Public Policy Considerations
In its reasoning, the court placed significant emphasis on the public policy implications of allowing alternative litigation financing arrangements to remain enforceable. It recognized that such financing mechanisms play a crucial role in ensuring access to justice, particularly for plaintiffs who may lack the financial resources to pursue their claims against well-funded defendants. The court highlighted that litigation funding enables cases to be evaluated on their merits rather than the financial capabilities of the parties involved. By permitting law firms to secure loans against their accounts receivable, the court acknowledged the facilitation of a fairer legal process that benefits clients seeking justice. The court's decision underscored the importance of fostering an environment where legal representation is accessible, reflecting a broader commitment to uphold the integrity of the judicial system. Ultimately, the court found that enforcing the Credit Agreement aligned with these public policy goals, further solidifying the contract’s validity.
Conclusion
The court ultimately denied the defendants' motion to dismiss the complaint, affirming the enforceability of the Credit Agreement.
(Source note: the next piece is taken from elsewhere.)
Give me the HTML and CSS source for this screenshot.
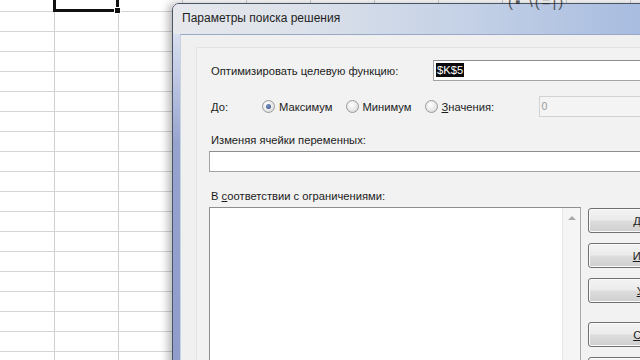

It concluded that the arrangement did not constitute illegal fee-sharing under New York law, as Hamilton was acting as a creditor without any ownership interest in the law firm. The court also upheld the choice of New York law, finding that the defendants failed to demonstrate why California law should apply. Moreover, it determined that the Credit Agreement was not subject to usury laws due to the substantial amount of the loan and its contingent nature. In doing so, the court reinforced the legitimacy of alternative litigation financing as a means to promote access to justice, ensuring that lawsuits could be pursued based on their merits, rather than the financial strength of the parties involved. The decision thus set a precedent for similar financing arrangements, reflecting a supportive stance towards the evolving landscape of litigation funding.